**Task:**
Nothing in the data should change when you return it, but leave the pictures out.

**Dataset excerpt:**
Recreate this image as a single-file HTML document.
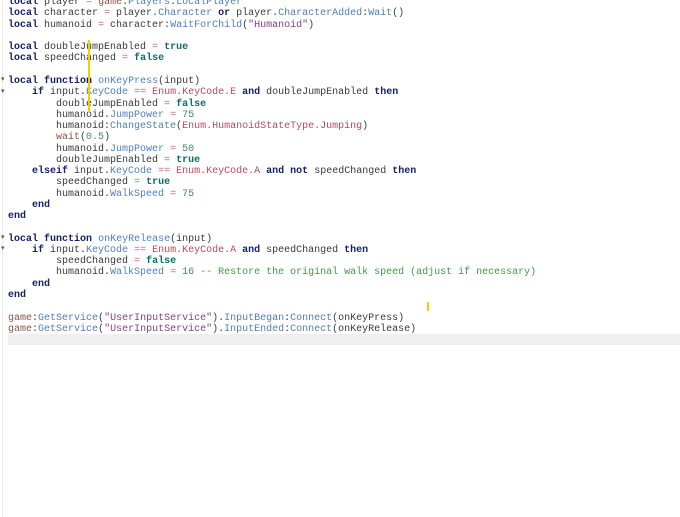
<!DOCTYPE html>
<html><head><meta charset="utf-8"><style>
html,body{margin:0;padding:0;background:#fff;width:680px;height:517px;overflow:hidden;position:relative}
pre{position:absolute;left:8px;top:-2.9px;margin:0;font:10px/11.27px "Liberation Mono",monospace;color:#3a3a3a;white-space:pre}
.k{color:#16216a;font-weight:bold}
.b{color:#0f6a6a;font-weight:bold}
.p{color:#4f7fbd}
.e{color:#b84a5a}
.s{color:#8a3f80}
.n{color:#3f8a6a}
.o{color:#c06a80}
.g{color:#8a5648}
.c{color:#3f9a4a}
.hl{position:absolute;left:8px;top:334px;width:672px;height:11px;background:#efefef}
.gut{position:absolute;left:2px;top:0;width:1px;height:517px;background:#ececec}
.y1{position:absolute;left:88px;top:40px;width:2px;height:72px;background:#f2d000}
.y2{position:absolute;left:427px;top:302px;width:2px;height:9px;background:#f2d000}
.f{position:absolute;left:1px;font:7px "DejaVu Sans",sans-serif;color:#555}
</style></head><body>
<div class="gut"></div>
<div class="hl"></div>
<div class="f" style="top:75px">▾</div>
<div class="f" style="top:87px">▾</div>
<div class="f" style="top:233px">▾</div>
<div class="f" style="top:244px">▾</div>
<pre><span class="k">local</span> player <span class="o">=</span> <span class="g">game</span>.<span class="p">Players</span>.<span class="p">LocalPlayer</span>
<span class="k">local</span> character <span class="o">=</span> player.<span class="p">Character</span> <span class="k">or</span> player.<span class="p">CharacterAdded</span>:<span class="p">Wait</span>()
<span class="k">local</span> humanoid <span class="o">=</span> character:<span class="p">WaitForChild</span>(<span class="s">"Humanoid"</span>)

<span class="k">local</span> doubleJumpEnabled <span class="o">=</span> <span class="b">true</span>
<span class="k">local</span> speedChanged <span class="o">=</span> <span class="b">false</span>

<span class="k">local</span> <span class="k">function</span> <span class="p">onKeyPress</span>(input)
    <span class="k">if</span> input.<span class="p">KeyCode</span> <span class="o">==</span> <span class="e">Enum.KeyCode.E</span> <span class="k">and</span> doubleJumpEnabled <span class="k">then</span>
        doubleJumpEnabled <span class="o">=</span> <span class="b">false</span>
        humanoid.<span class="p">JumpPower</span> <span class="o">=</span> <span class="n">75</span>
        humanoid:<span class="p">ChangeState</span>(<span class="e">Enum.HumanoidStateType.Jumping</span>)
        <span class="g">wait</span>(<span class="n">0.5</span>)
        humanoid.<span class="p">JumpPower</span> <span class="o">=</span> <span class="n">50</span>
        doubleJumpEnabled <span class="o">=</span> <span class="b">true</span>
    <span class="k">elseif</span> input.<span class="p">KeyCode</span> <span class="o">==</span> <span class="e">Enum.KeyCode.A</span> <span class="k">and</span> <span class="k">not</span> speedChanged <span class="k">then</span>
        speedChanged <span class="o">=</span> <span class="b">true</span>
        humanoid.<span class="p">WalkSpeed</span> <span class="o">=</span> <span class="n">75</span>
    <span class="k">end</span>
<span class="k">end</span>

<span class="k">local</span> <span class="k">function</span> <span class="p">onKeyRelease</span>(input)
    <span class="k">if</span> input.<span class="p">KeyCode</span> <span class="o">==</span> <span class="e">Enum.KeyCode.A</span> <span class="k">and</span> speedChanged <span class="k">then</span>
        speedChanged <span class="o">=</span> <span class="b">false</span>
        humanoid.<span class="p">WalkSpeed</span> <span class="o">=</span> <span class="n">16</span> <span class="c">-- Restore the original walk speed (adjust if necessary)</span>
    <span class="k">end</span>
<span class="k">end</span>

<span class="g">game</span>:<span class="p">GetService</span>(<span class="s">"UserInputService"</span>).<span class="p">InputBegan</span>:<span class="p">Connect</span>(onKeyPress)
<span class="g">game</span>:<span class="p">GetService</span>(<span class="s">"UserInputService"</span>).<span class="p">InputEnded</span>:<span class="p">Connect</span>(onKeyRelease)
</pre>
<div class="y1"></div>
<div class="y2"></div>
</body></html>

**Completed exercise:**
Recreate this image as a single-file HTML document.
<!DOCTYPE html>
<html><head><meta charset="utf-8"><style>
html,body{margin:0;padding:0;background:#fff;width:680px;height:517px;overflow:hidden;position:relative}
pre{position:absolute;left:8px;top:-2.9px;margin:0;font:10px/11.27px "Liberation Mono",monospace;color:#3a3a3a;white-space:pre}
.k{color:#16216a;font-weight:bold}
.b{color:#0f6a6a;font-weight:bold}
.p{color:#4f7fbd}
.e{color:#b84a5a}
.s{color:#8a3f80}
.n{color:#3f8a6a}
.o{color:#c06a80}
.g{color:#8a5648}
.c{color:#3f9a4a}
.hl{position:absolute;left:8px;top:334px;width:672px;height:11px;background:#efefef}
.gut{position:absolute;left:2px;top:0;width:1px;height:517px;background:#ececec}
.y1{position:absolute;left:88px;top:40px;width:2px;height:72px;background:#f2d000}
.y2{position:absolute;left:427px;top:302px;width:2px;height:9px;background:#f2d000}
.f{position:absolute;left:1px;font:7px "DejaVu Sans",sans-serif;color:#555}
</style></head><body>
<div class="gut"></div>
<div class="hl"></div>
<div class="f" style="top:75px">▾</div>
<div class="f" style="top:87px">▾</div>
<div class="f" style="top:233px">▾</div>
<div class="f" style="top:244px">▾</div>
<pre><span class="k">local</span> player <span class="o">=</span> <span class="g">game</span>.<span class="p">Players</span>.<span class="p">LocalPlayer</span>
<span class="k">local</span> character <span class="o">=</span> player.<span class="p">Character</span> <span class="k">or</span> player.<span class="p">CharacterAdded</span>:<span class="p">Wait</span>()
<span class="k">local</span> humanoid <span class="o">=</span> character:<span class="p">WaitForChild</span>(<span class="s">"Humanoid"</span>)

<span class="k">local</span> doubleJumpEnabled <span class="o">=</span> <span class="b">true</span>
<span class="k">local</span> speedChanged <span class="o">=</span> <span class="b">false</span>

<span class="k">local</span> <span class="k">function</span> <span class="p">onKeyPress</span>(input)
    <span class="k">if</span> input.<span class="p">KeyCode</span> <span class="o">==</span> <span class="e">Enum.KeyCode.E</span> <span class="k">and</span> doubleJumpEnabled <span class="k">then</span>
        doubleJumpEnabled <span class="o">=</span> <span class="b">false</span>
        humanoid.<span class="p">JumpPower</span> <span class="o">=</span> <span class="n">75</span>
        humanoid:<span class="p">ChangeState</span>(<span class="e">Enum.HumanoidStateType.Jumping</span>)
        <span class="g">wait</span>(<span class="n">0.5</span>)
        humanoid.<span class="p">JumpPower</span> <span class="o">=</span> <span class="n">50</span>
        doubleJumpEnabled <span class="o">=</span> <span class="b">true</span>
    <span class="k">elseif</span> input.<span class="p">KeyCode</span> <span class="o">==</span> <span class="e">Enum.KeyCode.A</span> <span class="k">and</span> <span class="k">not</span> speedChanged <span class="k">then</span>
        speedChanged <span class="o">=</span> <span class="b">true</span>
        humanoid.<span class="p">WalkSpeed</span> <span class="o">=</span> <span class="n">75</span>
    <span class="k">end</span>
<span class="k">end</span>

<span class="k">local</span> <span class="k">function</span> <span class="p">onKeyRelease</span>(input)
    <span class="k">if</span> input.<span class="p">KeyCode</span> <span class="o">==</span> <span class="e">Enum.KeyCode.A</span> <span class="k">and</span> speedChanged <span class="k">then</span>
        speedChanged <span class="o">=</span> <span class="b">false</span>
        humanoid.<span class="p">WalkSpeed</span> <span class="o">=</span> <span class="n">16</span> <span class="c">-- Restore the original walk speed (adjust if necessary)</span>
    <span class="k">end</span>
<span class="k">end</span>

<span class="g">game</span>:<span class="p">GetService</span>(<span class="s">"UserInputService"</span>).<span class="p">InputBegan</span>:<span class="p">Connect</span>(onKeyPress)
<span class="g">game</span>:<span class="p">GetService</span>(<span class="s">"UserInputService"</span>).<span class="p">InputEnded</span>:<span class="p">Connect</span>(onKeyRelease)
</pre>
<div class="y1"></div>
<div class="y2"></div>
</body></html>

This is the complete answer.